Condition Subsequent
The Court explored whether the will included any condition subsequent that could divest the daughters’ vested interest. A condition subsequent would mean that if a daughter died leaving descendants before the life estate ended, her interest would be divested and pass to her descendants. However, the Court found that the will did not express such a condition with sufficient clarity. The provision for descendants was interpreted as a means of representation for daughters who predeceased the testator rather than a condition to divest a vested remainder. Consequently, the daughters’ interests were secure upon the testator’s death and not subject to being cut off by subsequent events.

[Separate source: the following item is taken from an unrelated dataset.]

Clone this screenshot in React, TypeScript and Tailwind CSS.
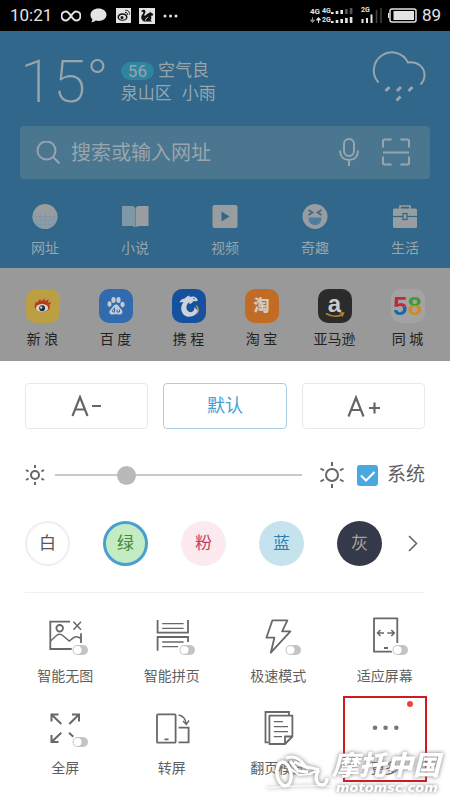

Representation by Descendants
The Court analyzed the clause concerning distribution to “children and descendants (per stirpes)” and concluded it was intended to provide representation for any daughter who might have died before the testator. This construction ensured that any daughter’s children or descendants could step into her place and receive her share, but only if she predeceased the testator. The Court found that this provision did not affect the vested nature of the daughters' interests upon the testator's death. This interpretation aligned with the testator’s plan of distribution in the will, where similar representation was provided in the residuary clause.
Validity of Previous Sale
Based on its interpretation of the will, the Court affirmed that the sales made under the earlier decree were valid. Since the daughters had a vested remainder and the vested interest was not defeasible upon their deaths prior to the end of the life estate, the purchasers acquired a good title. The Court underscored that the daughters, being parties to the earlier suit and consenting to the sale, effectively conveyed their vested interests. This ruling upheld the validity of the conveyances and confirmed that the title passed to the purchasers was proper and enforceable.